How the Cloud Impacts IR
Each of the phases of the lifecycle is affected to different degrees by a cloud deployment. Some of these are similar to any incident response in an outsourced environment where you need to coordinate with a third party. Other differences are more specific to the abstracted and automated nature of cloud.
Preparation
When preparing for cloud incident response, here are some major considerations:
- SLAs and Governance: Any incident using a public cloud or hosted provider requires an understanding of service level agreements (SLAs), and likely coordination with the cloud provider. Keep in mind that, depending on your relationship with the provider, you may not have direct points of contact and might be limited to whatever is offered through standard support. A custom private cloud in a third-party data center will have a very different relationship than signing up through a website and clicking through a license agreement for a new SaaS application.
- IaaS/PaaS vs. SaaS: In a multitenant environment, how can data specific to your cloud be provided for investigation? For each major service you should understand and document what data and logs will be available in an incident. Don’t assume you can contact a provider after the fact and collect data that isn’t normally available.
- “Cloud jump kit:” These are the tools needed to investigate in a remote location (as with cloudbased resources). For example, do you have tools to collect logs and metadata from the cloud platform? Do you have the ability to interpret the information? How do you obtain images of running virtual machines and what kind of data do you have access to: disk storage or volatile memory?

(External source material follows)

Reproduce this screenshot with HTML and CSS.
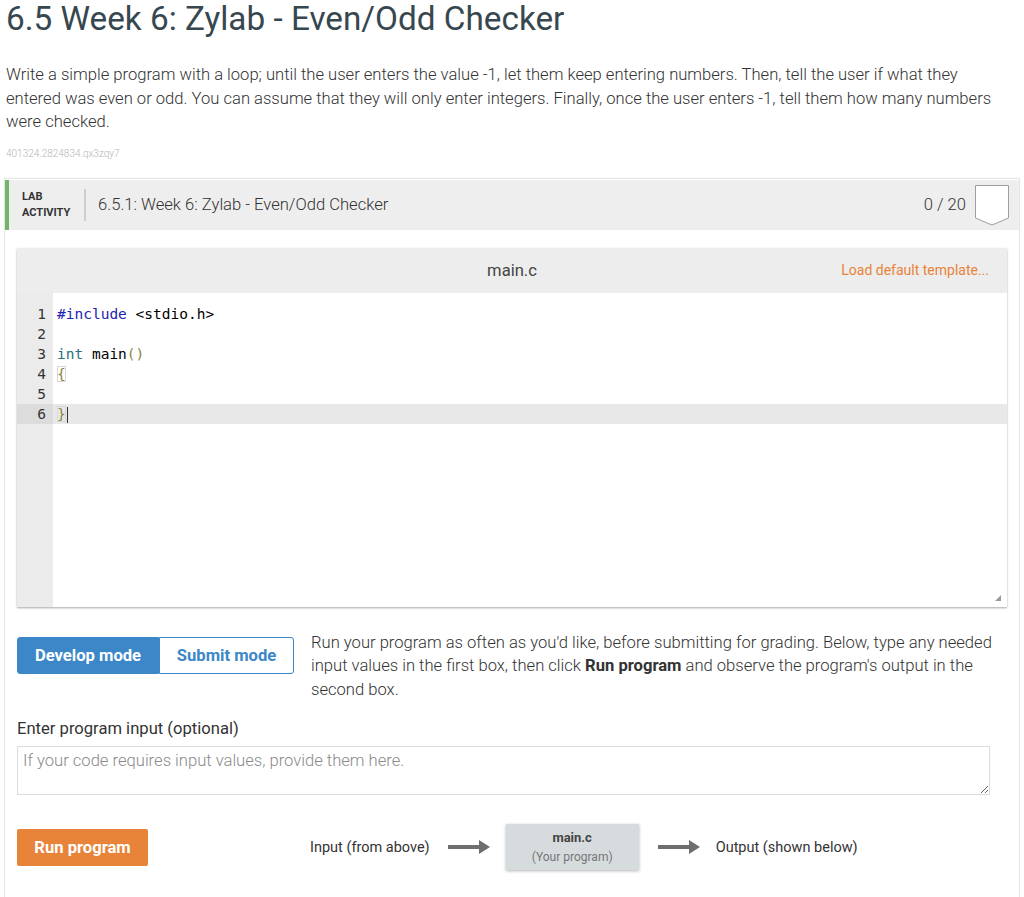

- Architect the cloud environment for faster detection, investigation, and response (containment and recoverability). This means ensuring you have the proper configuration and architecture to support incident response
Detection and Analysis
Data sources for cloud incidents can be quite different from those used in incident response for traditional computing. There is significant overlap, such as system logs, but there are differences in terms of how data can be collected and in terms of new sources, such as feeds from the cloud management plane.
Forensics and investigative support will also need to adapt, beyond understanding changes to data sources.
Containment, Eradication and Recovery
Always start by ensuring the cloud management plane/metastructure is free of an attacker. This will often involve invoking break-glass procedures to access the root or master credentials for the cloud account, in order to ensure that attacker activity isn’t being masked or hidden from lowerlevel administrator accounts. Remember: You can’t contain an attack if the attacker is still in the management plane. Attacks on cloud assets, such as virtual machines, may sometimes reveal management plane credentials that are then used to bridge into a wider, more serious attack.
The cloud often provides a lot more flexibility in this phase of the response, especially for IaaS.
Software-defined infrastructure allows you to quickly rebuild from scratch in a clean environment, and, for more isolated attacks, inherent cloud characteristics—such as auto-scale groups, API calls for changing virtual network or machine configurations, and snapshots—can speed quarantine, eradication, and recovery processes. For example, on many platforms you can instantly quarantine virtual machines by moving the instance out of the auto-scale group, isolating it with virtual firewalls, and replacing it.
This also means there’s no need to immediately “eradicate” the attacker before you identify their exploit mechanisms and the scope of the breach, since the new infrastructure/instances are clean; instead, you can simply isolate them. However, you still need to ensure the exploit path is closed and can’t be used to infiltrate other production assets. If there is concern that the management plane is breached, be sure to confirm that the templates or configurations for new infrastructure/ applications have not been compromised.
That said, these capabilities are not always universal: With SaaS and some PaaS you may be very limited and will thus need to rely more on the cloud provider.
Post-mortem
As with any attack, work with the internal response team and provider to figure what worked and what didn’t, then pinpoint any areas for improvement. Pay particular attention to the limitations in the data collected and figure out how to address the issues moving forward.
It is hard to change SLAs, but if the agreed-upon response time, data, or other support wasn’t sufficient, go back and try to renegotiate.